RECORDS SHOWN:
----------------

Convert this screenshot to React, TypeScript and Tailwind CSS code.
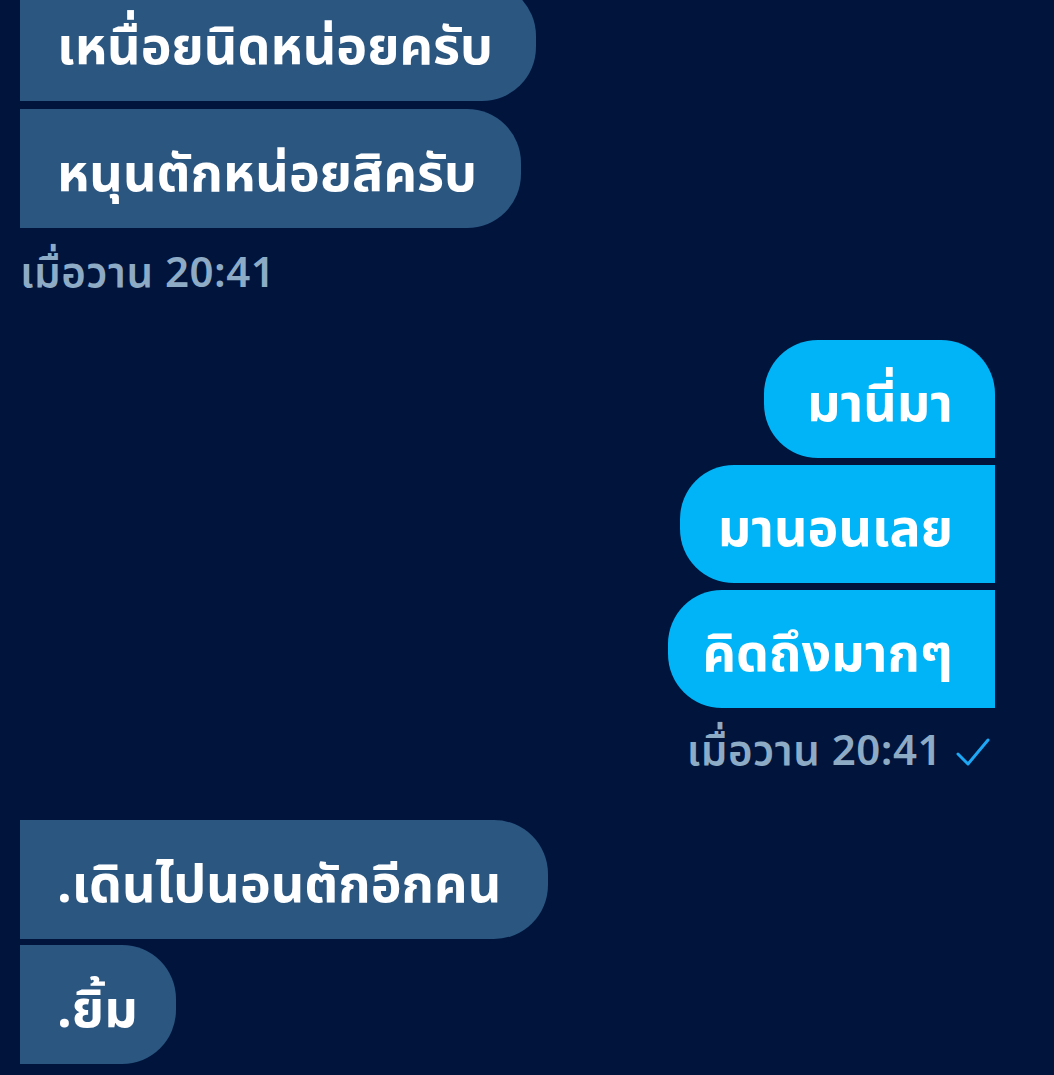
import React from "react";

const thai = { fontFamily: '"Noto Sans Thai", "Noto Sans", "Liberation Sans", sans-serif' };

const Received = ({ text, w, first }: { text: string; w: string; first?: boolean }) => (
  <div
    className={`${w} h-[119px] shrink-0 self-start bg-[#2b5680] rounded-r-[54px] flex items-center pl-[37px] pt-[12px] ${first ? "-mt-[18px]" : ""}`}
  >
    <span className="text-[52px] font-bold text-white leading-none whitespace-nowrap">{text}</span>
  </div>
);

const Sent = ({ text, w, top }: { text: string; w: string; top?: boolean }) => (
  <div
    className={`${w} h-[118px] shrink-0 self-end bg-[#00b4f7] rounded-l-[54px] flex items-center justify-end pr-[42px] pt-[12px] ${top ? "rounded-tr-[54px]" : ""}`}
  >
    <span className="text-[52px] font-bold text-white leading-none whitespace-nowrap">{text}</span>
  </div>
);

const Stamp = ({ read }: { read?: boolean }) => (
  <div className="flex items-center gap-[14px] text-[42px] font-semibold text-[#8eabc6] leading-none">
    <span className="tracking-[0.5px]">เมื่อวาน 20:41</span>
    {read && (
      <svg width="34" height="30" viewBox="0 0 34 30" fill="none">
        <polyline points="2,17 12,27 32,3" stroke="#1ea7f5" strokeWidth="3" strokeLinecap="round" strokeLinejoin="round" />
      </svg>
    )}
  </div>
);

export default function App() {
  return (
    <div className="w-[1054px] h-[1075px] overflow-hidden bg-[#01153c] flex flex-col pl-[20px] pr-[59px]" style={thai}>
      <Received text="เหนื่อยนิดหน่อยครับ" w="w-[516px]" first />
      <div className="h-[8px] shrink-0" />
      <Received text="หนุนตักหน่อยสิครับ" w="w-[501px]" />
      <div className="mt-[25px] self-start">
        <Stamp />
      </div>
      <div className="mt-[45px] flex flex-col gap-[7px]">
        <Sent text="มานี่มา" w="w-[231px]" top />
        <Sent text="มานอนเลย" w="w-[315px]" />
        <Sent text="คิดถึงมากๆ" w="w-[327px]" />
      </div>
      <div className="mt-[23px] self-end pr-[5px]">
        <Stamp read />
      </div>
      <div className="mt-[47px] flex flex-col gap-[6px]">
        <Received text=".เดินไปนอนตักอีกคน" w="w-[528px]" />
        <Received text=".ยิ้ม" w="w-[156px]" />
      </div>
    </div>
  );
}
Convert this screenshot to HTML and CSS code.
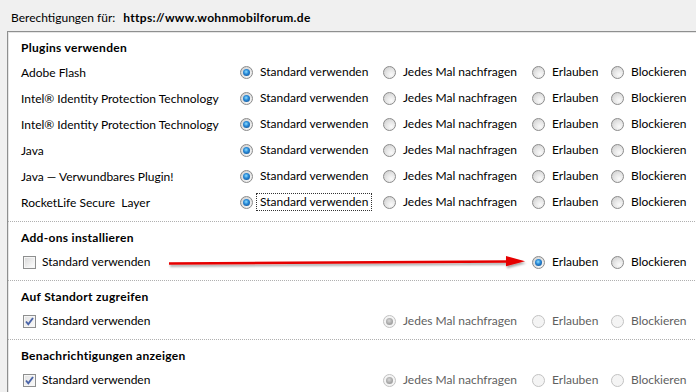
FILE: index.html
```html
<!DOCTYPE html>
<html lang="de">
<head>
    <meta charset="UTF-8">
    <title>Berechtigungen</title>
    <link rel="stylesheet" href="styles.css">
</head>
<body>
    <div class="header">
        <span>Berechtigungen für:</span>
        <strong>https://www.wohnmobilforum.de</strong>
    </div>

    <div class="panel">
        <div class="section plugins">
            <h2>Plugins verwenden</h2>
            <div class="row">
                <div class="name">Adobe Flash</div>
                <label class="opt"><span class="radio on"></span><span class="txt">Standard verwenden</span></label>
                <label class="opt"><span class="radio"></span><span class="txt">Jedes Mal nachfragen</span></label>
                <label class="opt"><span class="radio"></span><span class="txt">Erlauben</span></label>
                <label class="opt"><span class="radio"></span><span class="txt">Blockieren</span></label>
            </div>
            <div class="row">
                <div class="name">Intel® Identity Protection Technology</div>
                <label class="opt"><span class="radio on"></span><span class="txt">Standard verwenden</span></label>
                <label class="opt"><span class="radio"></span><span class="txt">Jedes Mal nachfragen</span></label>
                <label class="opt"><span class="radio"></span><span class="txt">Erlauben</span></label>
                <label class="opt"><span class="radio"></span><span class="txt">Blockieren</span></label>
            </div>
            <div class="row">
                <div class="name">Intel® Identity Protection Technology</div>
                <label class="opt"><span class="radio on"></span><span class="txt">Standard verwenden</span></label>
                <label class="opt"><span class="radio"></span><span class="txt">Jedes Mal nachfragen</span></label>
                <label class="opt"><span class="radio"></span><span class="txt">Erlauben</span></label>
                <label class="opt"><span class="radio"></span><span class="txt">Blockieren</span></label>
            </div>
            <div class="row">
                <div class="name">Java</div>
                <label class="opt"><span class="radio on"></span><span class="txt">Standard verwenden</span></label>
                <label class="opt"><span class="radio"></span><span class="txt">Jedes Mal nachfragen</span></label>
                <label class="opt"><span class="radio"></span><span class="txt">Erlauben</span></label>
                <label class="opt"><span class="radio"></span><span class="txt">Blockieren</span></label>
            </div>
            <div class="row">
                <div class="name">Java — Verwundbares Plugin!</div>
                <label class="opt"><span class="radio on"></span><span class="txt">Standard verwenden</span></label>
                <label class="opt"><span class="radio"></span><span class="txt">Jedes Mal nachfragen</span></label>
                <label class="opt"><span class="radio"></span><span class="txt">Erlauben</span></label>
                <label class="opt"><span class="radio"></span><span class="txt">Blockieren</span></label>
            </div>
            <div class="row">
                <div class="name">RocketLife Secure&nbsp; Layer</div>
                <label class="opt"><span class="radio on"></span><span class="txt focus">Standard verwenden</span></label>
                <label class="opt"><span class="radio"></span><span class="txt">Jedes Mal nachfragen</span></label>
                <label class="opt"><span class="radio"></span><span class="txt">Erlauben</span></label>
                <label class="opt"><span class="radio"></span><span class="txt">Blockieren</span></label>
            </div>
        </div>

        <div class="section">
            <h2>Add-ons installieren</h2>
            <div class="row">
                <label class="name default"><span class="check"></span><span class="txt">Standard verwenden</span></label>
                <div></div>
                <div></div>
                <label class="opt"><span class="radio on"></span><span class="txt">Erlauben</span></label>
                <label class="opt"><span class="radio"></span><span class="txt">Blockieren</span></label>
            </div>
            <!-- red arrow drawn over the screenshot -->
            <svg class="arrow" width="370" height="20" viewBox="0 0 370 20">
                <defs>
                    <filter id="shadow" x="-5%" y="-50%" width="110%" height="250%">
                        <feDropShadow dx="1" dy="2" stdDeviation="1.2" flood-color="#000" flood-opacity="0.35"/>
                    </filter>
                </defs>
                <g filter="url(#shadow)">
                    <path d="M4 10.5 L343 8.5" stroke="#e60000" stroke-width="2.6" fill="none"/>
                    <path d="M341 3 L360 8.3 L341 13.3 Z" fill="#e60000"/>
                </g>
            </svg>
        </div>

        <div class="section">
            <h2>Auf Standort zugreifen</h2>
            <div class="row">
                <label class="name default"><span class="check on"><svg width="11" height="11" viewBox="0 0 11 11"><path d="M2 5.5 L4.3 8.3 L9 2" stroke="#4a64a8" stroke-width="1.9" fill="none"/></svg></span><span class="txt">Standard verwenden</span></label>
                <div></div>
                <label class="opt off"><span class="radio on"></span><span class="txt">Jedes Mal nachfragen</span></label>
                <label class="opt off"><span class="radio"></span><span class="txt">Erlauben</span></label>
                <label class="opt off"><span class="radio"></span><span class="txt">Blockieren</span></label>
            </div>
        </div>

        <div class="section">
            <h2>Benachrichtigungen anzeigen</h2>
            <div class="row">
                <label class="name default"><span class="check on"><svg width="11" height="11" viewBox="0 0 11 11"><path d="M2 5.5 L4.3 8.3 L9 2" stroke="#4a64a8" stroke-width="1.9" fill="none"/></svg></span><span class="txt">Standard verwenden</span></label>
                <div></div>
                <label class="opt off"><span class="radio on"></span><span class="txt">Jedes Mal nachfragen</span></label>
                <label class="opt off"><span class="radio"></span><span class="txt">Erlauben</span></label>
                <label class="opt off"><span class="radio"></span><span class="txt">Blockieren</span></label>
            </div>
        </div>
    </div>
</body>
</html>
```

FILE: styles.css
```css
* {
    margin: 0;
    padding: 0;
    box-sizing: border-box;
}

body {
    font-family: Lato, 'Open Sans', sans-serif;
    font-size: 12px;
    color: #000;
    background: #f0f0f0;
    width: 696px;
    height: 392px;
    overflow: hidden;
}

.header {
    height: 31px;
    padding: 3px 0 0 11px;
    display: flex;
    align-items: center;
    gap: 8px;
}

.header strong {
    font-weight: 700;
    letter-spacing: 0.3px;
}

.panel {
    margin-left: 7px;
    width: 700px;
    background: #fff;
    border-top: 1px solid #8e8f8f;
    border-left: 1px solid #8e8f8f;
    box-shadow: inset 1px 1px 0 #e6e6e6;
}

.section {
    padding: 7px 0 5px 13px;
    border-bottom: 1px dotted #b0b0b0;
    position: relative;
}

.section.plugins {
    padding-bottom: 6px;
}

.section h2 {
    font-size: 12px;
    font-weight: 700;
    letter-spacing: 0.3px;
    line-height: 18px;
    margin-bottom: 2px;
}

.row {
    display: grid;
    grid-template-columns: 219px 143px 149px 79px 1fr;
    align-items: center;
    height: 26px;
}

.name {
    white-space: nowrap;
}

.opt,
.default {
    display: flex;
    align-items: center;
    white-space: nowrap;
}

.txt {
    padding: 0 3px;
    border: 1px solid transparent;
    line-height: 16px;
}

.opt .txt {
    margin-left: 3px;
}

.txt.focus {
    border: 1px dotted #333;
}

.radio {
    width: 13px;
    height: 13px;
    border-radius: 50%;
    border: 1px solid #8b8b8b;
    background: radial-gradient(circle at 65% 70%, #fafafa 0, #e6e6e6 45%, #c8c8c8 100%);
    position: relative;
    flex: none;
}

.radio.on::after {
    content: '';
    position: absolute;
    left: 2px;
    top: 2px;
    width: 7px;
    height: 7px;
    border-radius: 50%;
    background: radial-gradient(circle at 45% 40%, #8fe0ff 0, #2a8ad8 40%, #0a4583 100%);
}

.off .txt {
    color: #5f5f5f;
}

.off .radio {
    border-color: #c2c2c2;
    background: #f4f4f4;
}

.off .radio.on::after {
    background: radial-gradient(circle at 45% 40%, #d8d8d8 0, #a8a8a8 55%, #8a8a8a 100%);
}

.check {
    width: 13px;
    height: 13px;
    margin-left: 2px;
    border: 1px solid #8e8f8f;
    background: linear-gradient(135deg, #d6d6d6 0, #f4f4f4 70%, #fff 100%);
    box-shadow: inset 0 0 0 1px #f6f6f6;
    display: flex;
    align-items: center;
    justify-content: center;
    flex: none;
}

.check.on {
    background: linear-gradient(135deg, #e2e2e2 0, #fafafa 100%);
}

.default .txt {
    margin-left: 2px;
}

.arrow {
    position: absolute;
    left: 157px;
    top: 31px;
}
```
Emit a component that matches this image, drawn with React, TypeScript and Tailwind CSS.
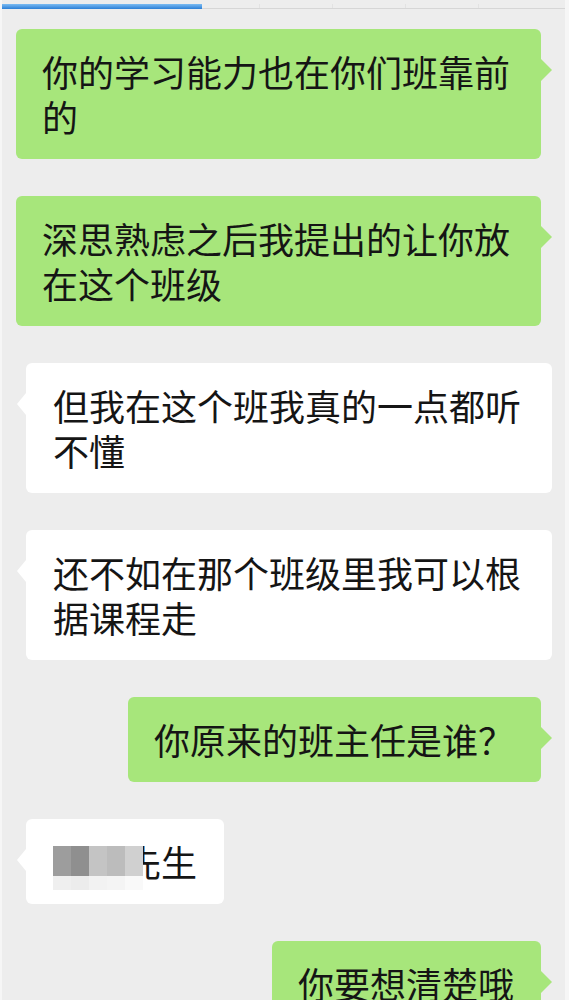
import React from "react";

type Msg = {
  side: "me" | "them";
  text: string;
  masked?: boolean;
};

const messages: Msg[] = [
  { side: "me", text: "你的学习能力也在你们班靠前的" },
  { side: "me", text: "深思熟虑之后我提出的让你放在这个班级" },
  { side: "them", text: "但我在这个班我真的一点都听不懂" },
  { side: "them", text: "还不如在那个班级里我可以根据课程走" },
  { side: "me", text: "你原来的班主任是谁？" },
  { side: "them", text: "某某先生", masked: true },
  { side: "me", text: "你要想清楚哦" },
];

const mosaicTop = ["#9d9d9d", "#8f8f8f", "#c4c4c4", "#bcbcbc", "#d0d0d0"];
const mosaicBottom = ["#efefef", "#ececec", "#f2f2f2", "#f4f4f4", "#f9f9f9"];

function Mosaic() {
  return (
    <span className="absolute left-0 top-[7px] flex w-[90px] flex-col">
      <span className="flex h-[30px]">
        {mosaicTop.map((c, i) => (
          <span key={i} className="h-full flex-1" style={{ backgroundColor: c }} />
        ))}
      </span>
      <span className="flex h-[14px]">
        {mosaicBottom.map((c, i) => (
          <span key={i} className="h-full flex-1" style={{ backgroundColor: c }} />
        ))}
      </span>
    </span>
  );
}

function Bubble({ msg }: { msg: Msg }) {
  if (msg.side === "me") {
    return (
      <div className="flex justify-end pl-[16px] pr-[28px]">
        <div className="relative rounded-[6px] bg-[#a7e67b] py-[20px] pl-[26px] pr-[27px]">
          <span className="absolute right-[-11px] top-[30px] h-0 w-0 border-y-[11px] border-l-[11px] border-y-transparent border-l-[#a7e67b]" />
          <p className="break-all">{msg.text}</p>
        </div>
      </div>
    );
  }

  return (
    <div className="flex justify-start pl-[26px] pr-[17px]">
      <div className="relative rounded-[6px] bg-white py-[20px] pl-[27px] pr-[27px]">
        <span className="absolute left-[-9px] top-[30px] h-0 w-0 border-y-[11px] border-r-[9px] border-y-transparent border-r-white" />
        <p className="relative break-all">
          {msg.text}
          {msg.masked && <Mosaic />}
        </p>
      </div>
    </div>
  );
}

export default function App() {
  return (
    <div
      className="min-h-screen w-[569px] bg-[#ededed] text-[36px] leading-[45px] text-[#151515] shadow-[inset_2px_0_0_#f6f6f6,inset_-4px_0_0_#f6f6f6]"
      style={{ fontFamily: '"Noto Sans CJK SC", "Noto Sans", sans-serif' }}
    >
      <div className="flex h-[29px] items-start pl-[2px] pr-[4px] pt-[4px]">
        <div className="h-[5px] w-[200px] bg-gradient-to-b from-[#7bbcf2] to-[#2a7fd6]" />
        <div className="flex h-[5px] flex-1 border-b border-[#d6d6d6]">
          <div className="w-[57px]" />
          <div className="w-[73px] border-l border-[#e2e2e2]" />
          <div className="w-[73px] border-l border-[#e2e2e2]" />
          <div className="w-[73px] border-l border-[#e2e2e2]" />
          <div className="flex-1 border-l border-[#e2e2e2]" />
        </div>
      </div>

      <div className="flex flex-col gap-[37px] pb-[40px]">
        {messages.map((m, i) => (
          <Bubble key={i} msg={m} />
        ))}
      </div>
    </div>
  );
}
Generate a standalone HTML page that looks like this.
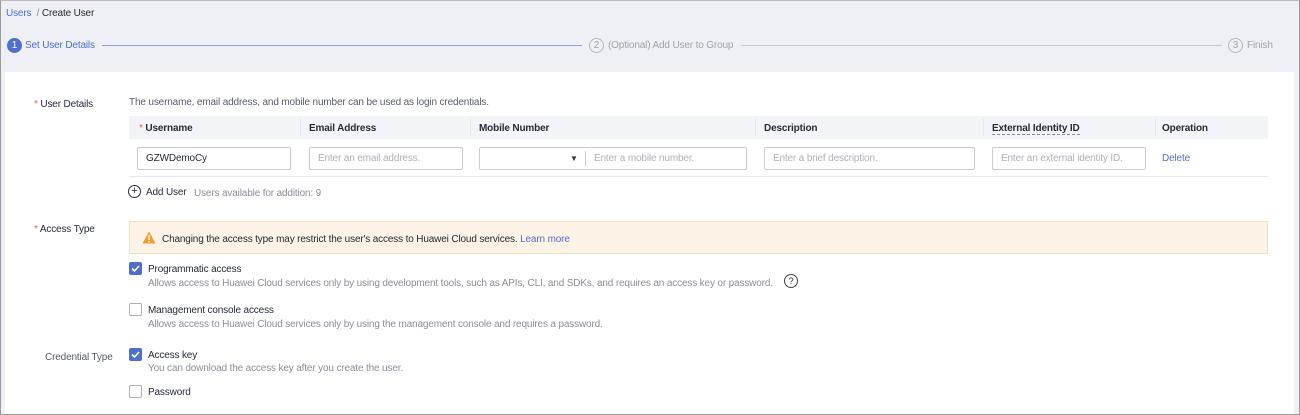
<!DOCTYPE html>
<html><head><meta charset="utf-8"><style>
*{margin:0;padding:0;box-sizing:border-box}
body{width:1300px;height:415px;overflow:hidden;background:#eef0f5;font-family:"Liberation Sans",Arial,sans-serif;font-size:10px;letter-spacing:-0.15px;color:#252b3a;position:relative}
.a{position:absolute;white-space:nowrap;line-height:12px;margin-top:2px}
.c{margin-top:0}
.frame{position:absolute;left:0;top:0;width:1300px;height:415px;border:1px solid #9a9a9a;border-top-color:#bbb;pointer-events:none}
.panel{position:absolute;left:5px;top:72px;width:1289px;height:342px;background:#fff}
.g{color:#8a8e99}
.blue{color:#526ecc}
.star{color:#e6633d}
.line{position:absolute;height:1px}
.inp{position:absolute;height:23px;border:1px solid #c9ccd3;border-radius:2px;background:#fff;padding-left:8px;line-height:22px;color:#adb0b8;font-size:10px}
.cb{position:absolute;width:13px;height:13px;border:1px solid #adb0b8;border-radius:2px;background:#fff}
.cb.on{background:#526ecc;border-color:#526ecc}
.b{font-weight:bold}
</style></head><body>
<div class="a blue" style="left:6px;top:6px">Users <span style="color:#8a8e99">&nbsp;/&nbsp;</span><span style="color:#252b3a">Create User</span></div>
<div class="a c" style="left:7px;top:38px;width:15px;height:15px;border-radius:50%;background:#526ecc;color:#fff;text-align:center;line-height:15px;font-size:10px">1</div>
<div class="a blue" style="left:25px;top:38px">Set User Details</div>
<div class="line" style="left:102px;top:45px;width:480px;background:#8ea0de"></div>
<div class="a c" style="left:589px;top:38px;width:15px;height:15px;border-radius:50%;border:1px solid #b5b8c0;color:#a0a3ab;text-align:center;line-height:13px">2</div>
<div class="a" style="left:608px;top:38px;color:#a0a3ab">(Optional) Add User to Group</div>
<div class="line" style="left:741px;top:45px;width:481px;background:#c8cad0"></div>
<div class="a c" style="left:1228px;top:38px;width:15px;height:15px;border-radius:50%;border:1px solid #b5b8c0;color:#a0a3ab;text-align:center;line-height:13px">3</div>
<div class="a" style="left:1247px;top:38px;color:#a0a3ab">Finish</div>

<div class="panel"></div>
<div class="a" style="left:34px;top:97px"><span class="star">*</span> User Details</div>
<div class="a" style="left:129px;top:95px;color:#575d6c">The username, email address, and mobile number can be used as login credentials.</div>
<div style="position:absolute;left:129px;top:116px;width:1139px;height:23px;background:#f2f4f8"></div>
<div class="line" style="left:300px;top:118px;width:1px;height:19px;background:#e6e8ee"></div>
<div class="line" style="left:470px;top:118px;width:1px;height:19px;background:#e6e8ee"></div>
<div class="line" style="left:755px;top:118px;width:1px;height:19px;background:#e6e8ee"></div>
<div class="line" style="left:983px;top:118px;width:1px;height:19px;background:#e6e8ee"></div>
<div class="line" style="left:1155px;top:118px;width:1px;height:19px;background:#e6e8ee"></div>
<div class="a b" style="left:139px;top:121px"><span class="star" style="font-weight:normal">*</span> Username</div>
<div class="a b" style="left:309px;top:121px">Email Address</div>
<div class="a b" style="left:479px;top:121px">Mobile Number</div>
<div class="a b" style="left:764px;top:121px">Description</div>
<div class="a b" style="left:992px;top:121px;border-bottom:1px dashed #8a8e99;line-height:11px">External Identity ID</div>
<div class="a b" style="left:1162px;top:121px">Operation</div>
<div class="inp" style="left:137px;top:147px;width:154px;color:#252b3a">GZWDemoCy</div>
<div class="inp" style="left:309px;top:147px;width:154px">Enter an email address.</div>
<div class="inp" style="left:479px;top:147px;width:268px;padding-left:114px">Enter a mobile number.</div>
<div class="a" style="left:570px;top:151px;font-size:8px;color:#333">▼</div>
<div class="line" style="left:585px;top:151px;width:1px;height:15px;background:#c9ccd3"></div>
<div class="inp" style="left:764px;top:147px;width:211px">Enter a brief description.</div>
<div class="inp" style="left:992px;top:147px;width:154px">Enter an external identity ID.</div>
<div class="a blue" style="left:1162px;top:151px">Delete</div>
<div class="line" style="left:129px;top:176px;width:1139px;background:#e6e8ee"></div>
<div class="a c" style="left:128px;top:185px;width:13px;height:13px;border:1px solid #252b3a;border-radius:50%;text-align:center;line-height:10px;font-size:11px">+</div>
<div class="a" style="left:146px;top:185px">Add User</div>
<div class="a g" style="left:194px;top:186px">Users available for addition: 9</div>

<div class="a" style="left:34px;top:222px"><span class="star">*</span> Access Type</div>
<div style="position:absolute;left:129px;top:221px;width:1139px;height:33px;background:#fcf2e6;border:1px solid #f3dfc1"></div>
<svg style="position:absolute;left:142px;top:231px" width="14" height="13" viewBox="0 0 14 13"><path d="M7 0.5L13.5 12.5H0.5Z" fill="#f09a30"/><rect x="6.3" y="4" width="1.4" height="5" fill="#fff"/><rect x="6.3" y="10" width="1.4" height="1.4" fill="#fff"/></svg>
<div class="a" style="left:162px;top:232px">Changing the access type may restrict the user's access to Huawei Cloud services. <span class="blue">Learn more</span></div>

<div class="cb on" style="left:129px;top:262px"></div>
<svg style="position:absolute;left:129px;top:262px" width="13" height="13"><path d="M3 6.5L5.5 9L10 4" stroke="#fff" stroke-width="1.6" fill="none"/></svg>
<div class="a" style="left:148px;top:262px">Programmatic access</div>
<div class="a g" style="left:148px;top:276px">Allows access to Huawei Cloud services only by using development tools, such as APIs, CLI, and SDKs, and requires an access key or password.</div>
<div class="a c" style="left:784px;top:274px;width:14px;height:14px;border:1px solid #444;border-radius:50%;text-align:center;line-height:12px;font-size:9px">?</div>

<div class="cb" style="left:129px;top:303px"></div>
<div class="a" style="left:148px;top:303px">Management console access</div>
<div class="a g" style="left:148px;top:317px">Allows access to Huawei Cloud services only by using the management console and requires a password.</div>

<div class="a" style="left:45px;top:350px;color:#575d6c">Credential Type</div>
<div class="cb on" style="left:129px;top:348px"></div>
<svg style="position:absolute;left:129px;top:348px" width="13" height="13"><path d="M3 6.5L5.5 9L10 4" stroke="#fff" stroke-width="1.6" fill="none"/></svg>
<div class="a" style="left:148px;top:348px">Access key</div>
<div class="a g" style="left:148px;top:361px">You can download the access key after you create the user.</div>
<div class="cb" style="left:129px;top:385px"></div>
<div class="a" style="left:148px;top:385px">Password</div>
<div class="frame"></div>
</body></html>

----------------

WHAT YOU ARE ASKED TO DO: Collect each line of the entries that has the word "Convert", copying it in full.

SOLUTION TO THIS EXERCISE:
Convert this screenshot to React, TypeScript and Tailwind CSS code.
Convert this screenshot to HTML and CSS code.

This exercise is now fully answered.